PORTLAND — Washington state lawmakers are very familiar with the type of cap-and-trade bill to combat climate change that in Oregon led 11 Republican state senators to walk out and leave the state in a dramatic effort to block a vote.
During the past decade, two Washington Democratic governors — Christine Gregoire and Jay Inslee — pushed unsuccessfully to pass similar legislation that would create a tightening cap on carbon emissions and then auction off pollution permits. And a veteran state Democratic senator from Seattle who introduced a cap-and-trade bill during the last session is poised to resubmit a proposal in 2020 when the Legislature reconvenes in Olympia.
“We are in the battle now, and it will take time,” state Sen. Reuven Carlyle said. “But I am absolutely committed to the bill.”

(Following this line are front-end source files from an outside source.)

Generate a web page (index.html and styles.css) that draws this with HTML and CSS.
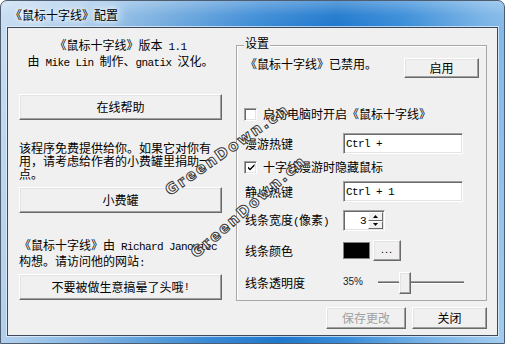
FILE: index.html
```html
<!DOCTYPE html>
<html lang="zh-CN">
<head>
<meta charset="utf-8">
<title>《鼠标十字线》配置</title>
<link rel="stylesheet" href="styles.css">
</head>
<body>
<div class="window">
  <div class="titlebar"><span class="title">《鼠标十字线》配置</span></div>
  <div class="client">
    <div class="left">
      <div class="about">《鼠标十字线》版本<span class="en"> 1.1</span><br>由<span class="en"> Mike Lin </span>制作、<span class="en">gnatix </span>汉化。</div>
      <button class="btn wide b-help">在线帮助</button>
      <p class="para p-free">该程序免费提供给你。如果它对你有<br>用，请考虑给作者的小费罐里捐助一<br>点。</p>
      <button class="btn wide b-tip">小费罐</button>
      <p class="para p-idea">《鼠标十字线》由<span class="en"> Richard Janowiec</span><br>构想。请访问他的网站<span class="en">:</span></p>
      <button class="btn wide b-site">不要被做生意搞晕了头哦<span class="en">!</span></button>
    </div>
    <div class="right">
      <div class="group">
        <span class="legend">设置</span>
        <div class="row r-status">
          <span class="status">《鼠标十字线》已禁用。</span>
          <button class="btn b-enable">启用</button>
        </div>
        <div class="row r-check1">
          <span class="check"></span><span class="check-label">启动电脑时开启《鼠标十字线》</span>
        </div>
        <div class="row r-hot1">
          <span class="lbl">漫游热键</span>
          <span class="field"><span class="en">Ctrl + </span></span>
        </div>
        <div class="row r-check2">
          <span class="check checked"><svg width="9" height="9" viewBox="0 0 9 9"><path d="M1 3.5 L3 5.5 L7.5 1 L7.5 3 L3 7.5 L1 5.5 Z" fill="#000"/></svg></span><span class="check-label">十字线漫游时隐藏鼠标</span>
        </div>
        <div class="row r-hot2">
          <span class="lbl">静止热键</span>
          <span class="field"><span class="en">Ctrl + 1</span></span>
        </div>
        <div class="row r-width">
          <span class="lbl">线条宽度<span class="en">(</span>像素<span class="en">)</span></span>
          <span class="spin">
            <span class="spin-val en">3</span>
            <span class="spin-btns">
              <span class="spin-btn"><svg width="5" height="3" viewBox="0 0 5 3"><path d="M0 3 L2.5 0 L5 3 Z" fill="#000"/></svg></span>
              <span class="spin-btn"><svg width="5" height="3" viewBox="0 0 5 3"><path d="M0 0 L5 0 L2.5 3 Z" fill="#000"/></svg></span>
            </span>
          </span>
        </div>
        <div class="row r-color">
          <span class="lbl">线条颜色</span>
          <span class="swatch"></span>
          <button class="btn b-dots">...</button>
        </div>
        <div class="row r-alpha">
          <span class="lbl">线条透明度</span>
          <span class="pct">35%</span>
          <span class="slider"><span class="thumb"></span></span>
        </div>
      </div>
      <div class="actions">
        <button class="btn b-save" disabled>保存更改</button>
        <button class="btn b-close">关闭</button>
      </div>
    </div>
  </div>
  <span class="wm wm1">GreenDown.cn</span>
  <span class="wm wm2">GreenDown.cn</span>
</div>
</body>
</html>
```
FILE: styles.css
```css
html, body {
  margin: 0;
  padding: 0;
}
body {
  width: 505px;
  height: 344px;
  overflow: hidden;
  font-family: "Noto Sans CJK SC", sans-serif;
  font-size: 12px;
  color: #000;
  background: #fff;
}
.window {
  position: relative;
  box-sizing: border-box;
  width: 505px;
  height: 344px;
  border: 1px solid #4e5d70;
  border-radius: 7px 7px 0 0;
  padding: 0 6px 7px 6px;
  display: flex;
  flex-direction: column;
  overflow: hidden;
  background:
    linear-gradient(180deg, rgba(255,255,255,0.28) 0, rgba(255,255,255,0.05) 14px, rgba(255,255,255,0) 26px),
    linear-gradient(100deg, #c9def3 0%, #aacbeb 14%, #74acdf 30%, #3d8cd6 46%, #1f78cd 60%, #3a8dd9 72%, #77b2e6 86%, #a3ccef 100%);
}
.titlebar {
  height: 26px;
  display: flex;
  align-items: center;
  padding-left: 3px;
}
.title {
  line-height: 14px;
  margin-top: 1px;
  text-shadow: 0 0 4px #fff, 0 0 8px #eef6ff, 0 0 12px #e4f0ff, 0 0 16px rgba(230,242,255,0.9);
}
.client {
  flex: 1;
  display: flex;
  background: #f0f0f0;
  border: 1px solid #3b4859;
  box-shadow: 0 0 0 1px rgba(235,244,252,0.7);
}
.en {
  font-family: "Liberation Mono", monospace;
  font-size: 11px;
  letter-spacing: -0.6px;
}
.left {
  width: 203px;
  margin-left: 11px;
  padding-top: 10px;
  display: flex;
  flex-direction: column;
}
.about {
  line-height: 13px;
  text-align: center;
}
.para {
  margin: 0;
  line-height: 13px;
}
.btn {
  box-sizing: border-box;
  display: flex;
  align-items: center;
  justify-content: center;
  margin: 0;
  padding: 0;
  font-family: "Noto Sans CJK SC", sans-serif;
  font-size: 12px;
  line-height: 14px;
  color: #000;
  background: #f0f0f0;
  border: 1px solid;
  border-color: #fff #696969 #696969 #fff;
  box-shadow: inset -1px -1px #a0a0a0, inset 1px 1px #e3e3e3;
}
.wide {
  width: 203px;
  height: 26px;
}
.b-help { margin-top: 24px; }
.p-free { margin-top: 21px; }
.b-tip { margin-top: 7px; }
.p-idea { margin-top: 25px; }
.b-site { margin-top: 4px; }
.right {
  width: 251px;
  margin-left: 14px;
  display: flex;
  flex-direction: column;
}
.group {
  position: relative;
  box-sizing: border-box;
  height: 256px;
  margin-top: 17px;
  border: 1px solid #a7a7a7;
  box-shadow: inset 1px 1px #fff;
  padding: 0 7px 0 8px;
}
.legend {
  position: absolute;
  left: 7px;
  top: -10px;
  padding: 0 1px;
  line-height: 14px;
  background: #f0f0f0;
}
.row {
  display: flex;
  align-items: center;
}
.r-status {
  margin-top: 12px;
  height: 20px;
  justify-content: space-between;
  align-items: flex-start;
}
.status {
  line-height: 14px;
  margin-top: -1px;
}
.b-enable {
  width: 75px;
  height: 20px;
}
.r-check1 { margin-top: 26px; height: 20px; }
.r-hot1 { margin-top: 9px; height: 21px; }
.r-check2 { margin-top: 3px; height: 20px; }
.r-hot2 { margin-top: 4px; height: 21px; }
.r-width { margin-top: 8px; height: 21px; }
.r-color { margin-top: 9px; height: 21px; }
.r-alpha { margin-top: 11px; height: 22px; }
.check {
  box-sizing: border-box;
  width: 13px;
  height: 13px;
  margin-left: -1px;
  background: #fff;
  border: 1px solid;
  border-color: #a0a0a0 #fff #fff #a0a0a0;
  box-shadow: inset 1px 1px #696969, inset -1px -1px #e3e3e3;
  display: flex;
  align-items: center;
  justify-content: center;
}
.check svg { display: block; margin: 1px 0 0 1px; }
.check-label {
  margin-left: 6px;
  line-height: 14px;
}
.lbl {
  width: 98px;
  line-height: 14px;
  flex: none;
}
.field {
  box-sizing: border-box;
  width: 120px;
  height: 21px;
  background: #fff;
  border: 1px solid;
  border-color: #a0a0a0 #fff #fff #a0a0a0;
  box-shadow: inset 1px 1px #696969, inset -1px -1px #e3e3e3;
  padding: 0 0 0 2px;
  display: flex;
  align-items: center;
}
.spin {
  box-sizing: border-box;
  width: 42px;
  height: 21px;
  background: #fff;
  border: 1px solid;
  border-color: #a0a0a0 #fff #fff #a0a0a0;
  box-shadow: inset 1px 1px #696969, inset -1px -1px #e3e3e3;
  display: flex;
  align-items: center;
  justify-content: flex-end;
  padding: 1px 1px 1px 0;
}
.spin-val { margin-right: 2px; }
.spin-btns {
  display: flex;
  flex-direction: column;
  width: 15px;
  height: 17px;
}
.spin-btn {
  box-sizing: border-box;
  flex: 1;
  display: flex;
  align-items: center;
  justify-content: center;
  background: #f0f0f0;
  border: 1px solid;
  border-color: #fff #696969 #696969 #fff;
}
.spin-btn svg { display: block; }
.swatch {
  box-sizing: border-box;
  width: 27px;
  height: 17px;
  background: #000;
  border: 1px solid #808080;
}
.b-dots {
  width: 28px;
  height: 21px;
  margin-left: 3px;
  font-family: "Liberation Sans", sans-serif;
  font-size: 11px;
  letter-spacing: 1px;
  padding-bottom: 3px;
}
.pct {
  width: 35px;
  font-family: "Liberation Sans", sans-serif;
  font-size: 10px;
  line-height: 12px;
  margin-top: -3px;
  color: #222;
}
.slider {
  width: 86px;
  height: 22px;
  display: flex;
  align-items: center;
  background: linear-gradient(180deg, transparent 9px, #a0a0a0 9px, #a0a0a0 10px, #696969 10px, #696969 11px, #fff 11px, #fff 12px, transparent 12px);
}
.thumb {
  box-sizing: border-box;
  width: 12px;
  height: 22px;
  margin-left: 21px;
  background: #f0f0f0;
  border: 1px solid;
  border-color: #fff #696969 #696969 #fff;
  box-shadow: inset -1px -1px #a0a0a0, inset 1px 1px #e3e3e3;
}
.actions {
  display: flex;
  justify-content: flex-end;
  margin-top: 6px;
}
.b-save {
  width: 80px;
  height: 22px;
  color: #a0a0a0;
}
.b-close {
  width: 75px;
  height: 22px;
  margin-left: 6px;
}
.wm {
  position: absolute;
  font-family: "DejaVu Sans", sans-serif;
  font-weight: bold;
  font-size: 15px;
  line-height: 16px;
  letter-spacing: 2px;
  color: rgba(255,255,255,0.9);
  -webkit-text-stroke: 1px #3a3a3a;
  transform-origin: 0 50%;
  white-space: nowrap;
}
.wm1 {
  left: 166px;
  top: 183px;
  transform: rotate(-35deg);
}
.wm2 {
  left: 192px;
  top: 246px;
  transform: rotate(-41deg);
}
```
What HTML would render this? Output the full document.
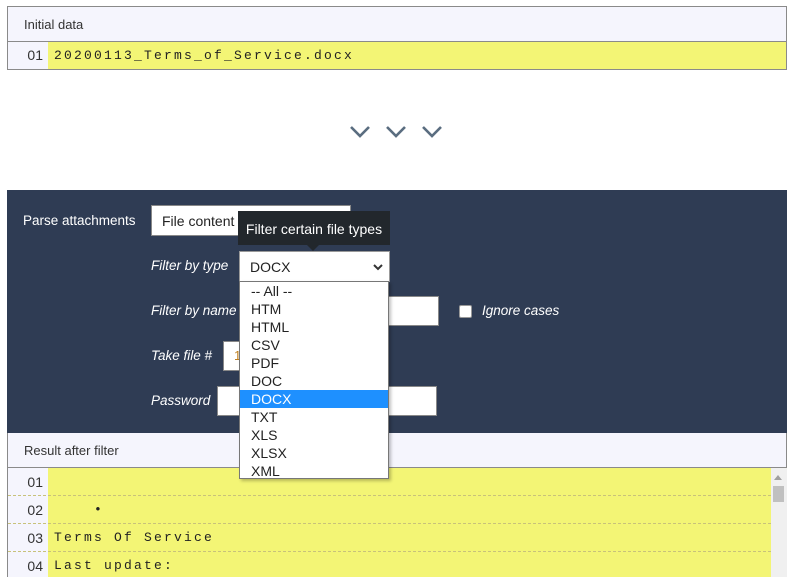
<!DOCTYPE html>
<html style="overflow:hidden"><head><meta charset="utf-8"><style>
*{box-sizing:border-box;margin:0;padding:0}
html,body{width:792px;height:577px;overflow:hidden}
body{background:#fff;position:relative;font-family:"Liberation Sans",sans-serif;font-size:13px;color:#333}
.abs{position:absolute}
.box{position:absolute;left:7px;width:780px;border:1px solid #8a8a8a;background:#f5f5fd}
.hdr{height:35px;line-height:35px;padding-left:16px;font-size:13px;color:#333;border-bottom:1px solid #8a8a8a}
.mono{font-family:"Liberation Mono",monospace;font-size:13px;letter-spacing:2.2px;color:#222}
.ln{position:absolute;left:0;width:40px;text-align:right;padding-right:5px;font-size:14px;color:#333}
.lbl{position:absolute;color:#fff;font-size:13.5px}
.it{font-style:italic}
.inp{position:absolute;background:#fff;border:1px solid #888}
.dd div{height:18px;line-height:18px;padding-left:11px;font-size:14px;color:#222}
</style></head><body>
<div class="box" style="top:6px;height:64px">
  <div class="hdr">Initial data</div>
  <div class="abs" style="left:40px;top:35px;right:0;height:27px;background:#f3f575"></div>
  <div class="ln" style="top:35px;line-height:27px">01</div>
  <div class="abs mono" style="left:46px;top:35px;line-height:27px">20200113_Terms_of_Service.docx</div>
</div>
<svg class="abs" style="left:345px;top:121px" width="105" height="24" viewBox="0 0 105 24">
<g fill="none" stroke="#5a6d80" stroke-width="2.6">
<path d="M6 6l9 9 9-9"/><path d="M42 6l9 9 9-9"/><path d="M78 6l9 9 9-9"/></g></svg>

<div class="abs" style="left:7px;top:190px;width:780px;height:243px;background:#2f3c54"></div>
<div class="lbl" style="left:23px;top:213px">Parse attachments</div>
<div class="inp" style="left:151px;top:205px;width:200px;height:31px;padding:7px 10px;color:#222;font-size:14px">File content</div>

<div class="lbl it" style="left:151px;top:258px">Filter by type</div>
<div class="lbl it" style="left:151px;top:303px">Filter by name</div>
<div class="inp" style="left:386px;top:296px;width:53px;height:30px"></div>
<div class="abs" style="left:459px;top:305px;width:13px;height:13px;background:#fff;border:1px solid #999;border-radius:2px"></div>
<div class="lbl it" style="left:482px;top:303px">Ignore cases</div>
<div class="lbl it" style="left:151px;top:348px">Take file #</div>
<div class="inp" style="left:223px;top:341px;width:40px;height:30px;padding:6px 10px;color:#c08020">1</div>
<div class="lbl it" style="left:151px;top:393px">Password</div>
<div class="inp" style="left:217px;top:386px;width:220px;height:30px"></div>

<div class="abs" style="left:238px;top:211px;width:152px;height:34px;background:#22272c;color:#fff;font-size:14px;line-height:36px;text-align:center">Filter certain file types</div>
<div class="abs" style="left:307px;top:245px;width:0;height:0;border-left:6px solid transparent;border-right:6px solid transparent;border-top:6px solid #22272c"></div>

<div class="inp" style="left:239px;top:251px;width:151px;height:31px;border-color:#999;padding:7px 10px;color:#222;font-size:14px">DOCX
<svg class="abs" style="right:6px;top:11px" width="10" height="8"><path d="M1 2l4 4 4-4" fill="none" stroke="#333" stroke-width="2"/></svg></div>
<div class="abs dd" style="left:239px;top:281px;width:150px;height:198px;background:#fff;border:1px solid #777;box-shadow:2px 2px 3px rgba(0,0,0,.25)">
<div>-- All --</div><div>HTM</div><div>HTML</div><div>CSV</div><div>PDF</div><div>DOC</div>
<div style="background:#1e90ff;color:#fff">DOCX</div><div>TXT</div><div>XLS</div><div>XLSX</div><div>XML</div></div>

<div class="box" style="top:432px;height:150px;z-index:-1">
  <div class="hdr">Result after filter</div>
  <div class="abs" style="left:40px;top:35px;width:723px;height:120px;background:#f3f575"></div>
  <div class="abs" style="left:763px;top:35px;width:16px;height:120px;background:#f0f0f0"></div>
  <div class="abs" style="left:765px;top:53px;width:11px;height:16px;background:#c0c0c0"></div>
  <div class="abs" style="left:766px;top:42px;width:0;height:0;border-left:4px solid transparent;border-right:4px solid transparent;border-bottom:5px solid #a0a0a0"></div>
  <div class="ln" style="top:35px;line-height:28px">01</div>
  <div class="ln" style="top:63px;line-height:28px">02</div>
  <div class="ln" style="top:91px;line-height:28px">03</div>
  <div class="ln" style="top:119px;line-height:28px">04</div>
  <div class="abs" style="left:0;top:62px;width:763px;border-top:1px dashed #c8c27a"></div>
  <div class="abs" style="left:0;top:90px;width:763px;border-top:1px dashed #c8c27a"></div>
  <div class="abs" style="left:0;top:118px;width:763px;border-top:1px dashed #c8c27a"></div>
  <div class="abs mono" style="left:86px;top:63px;line-height:28px">•</div>
  <div class="abs mono" style="left:46px;top:91px;line-height:28px">Terms Of Service</div>
  <div class="abs mono" style="left:46px;top:119px;line-height:28px">Last update:</div>
</div>
</body></html>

Carlyle next year is expected to face determined opposition from Washington Republican lawmakers as the two major parties — nationally and at the state level — continue to be largely at odds over the need for government action to crack down on carbon and other fossil-fuel emissions that drive climate change.
But Carlyle will not have to contend with an Oregon-style walkout to thwart a vote.
Washington is one of 44 states to mandate that a majority of senators be on hand for a vote, according to the National Conference of State Legislatures — rather than the two-thirds majority that Oregon requires to be present for a vote on Senate legislation.
Even without such tactics, actions such as cap-and-trade, which attempts to clamp down on fossil-fuel use by putting a price on carbon pollution, have been a political hurdle in the Pacific Northwest.
Inslee’s 2015 cap-and-trade bill never got floor votes in the House or Senate. Since then, Washington has twice rejected carbon pricing in the form of a tax or fee on pollution, and that double-dose of defeat on the ballot has helped make some Democratic legislators wary of that pricing approach to reducing carbon pollution.
Inslee, who is running for president on a climate-change platform, focused during the 2019 session on regulatory measures, such as the successful passage of a law to phase out fossil fuels in power production.
In Oregon, cap-and-trade legislation, House Bill 2020, has been a focal point of the Democrats’ action plan to combat climate change through carbon pricing.
On Tuesday, Sen. Peter Courtney, the Oregon state Senate president, said the House bill did not have enough support to pass during the session that ends Sunday, June 30, and that dynamic would not change in the days ahead.
His statement implied that some Senate Democrats would join Republicans in voting against House Bill 2020. That could set the stage for an end to the Republican walkout that began Thursday.
Courtney, in his remarks to Democratic senators, talked passionately about the need to move forward with votes on other pending legislation involving education, public safety and “dealing with those in our society who need help.”
Republicans appear wary and bitter about the war-of- words that has resulted from their walkout.
On Wednesday, Oregon Senate Minority Leader Herman Baertschiger said that he and his Republican colleagues are looking for assurances that there are enough votes from Democrats to kill the bill, and that they will talk about a way forward via teleconferences.
“Republicans want to come back … We do not want to stay out. But we got to be assured that we don’t get hoodwinked,’ Baertschiger said in an interview with KAJO-AM radio in Grants Pass.
Courtney also is facing backlash from the bill’s supporters.
Some environmental advocates dispute Courtney’s assessment of the votes. They want a Senate vote on cap-and-trade to be called should Republicans return.
“Make them vote and answer to their voters, and Oregon’s children,” said Tera Hurst, executive director of Renew Oregon, a group pushing for the bill.
If the legislation dies, it will represent another setback for carbon pricing in the Pacific Northwest.
Carbon pricing is intended to accelerate the shift to cleaner forms of energy by making it increasingly expensive to continue relying on fossil fuels. The Oregon legislation sets a target of reducing carbon emissions by 80 percent, by 2050. That would take emissions down to 1990 levels.
Some of the usual players in combating carbon pricing — oil-industry groups — have stayed in the background this year in Oregon. “While our members had concerns about specific elements of this cap-and-trade bill, we did not actively oppose the legislation,” said Catherine Reheis-Boyd, president of the Western States Petroleum Association in a statement to The Seattle Times.
Oregon Democrats, meanwhile, sought to blunt the criticism from rural Oregon, the timber industry and other industry groups with measures to ease the bite on low-income residents and some industries. But the concessions did not go far enough to forestall the Republican walkout, which underscored the deep political divide over climate change and quickly gained national attention.
On Monday, Carlyle remained confident that cap-and-trade will take hold in the Northwest.
Meanwhile, Washington Republican Sen. Doug Ericksen, of Ferndale, applauded the walkout by Oregon Republicans.
” I think you need to have people who will say we need to slow this down, take a look at what it’s doing to the economy. And that’s what they are doing,” Ericksen said.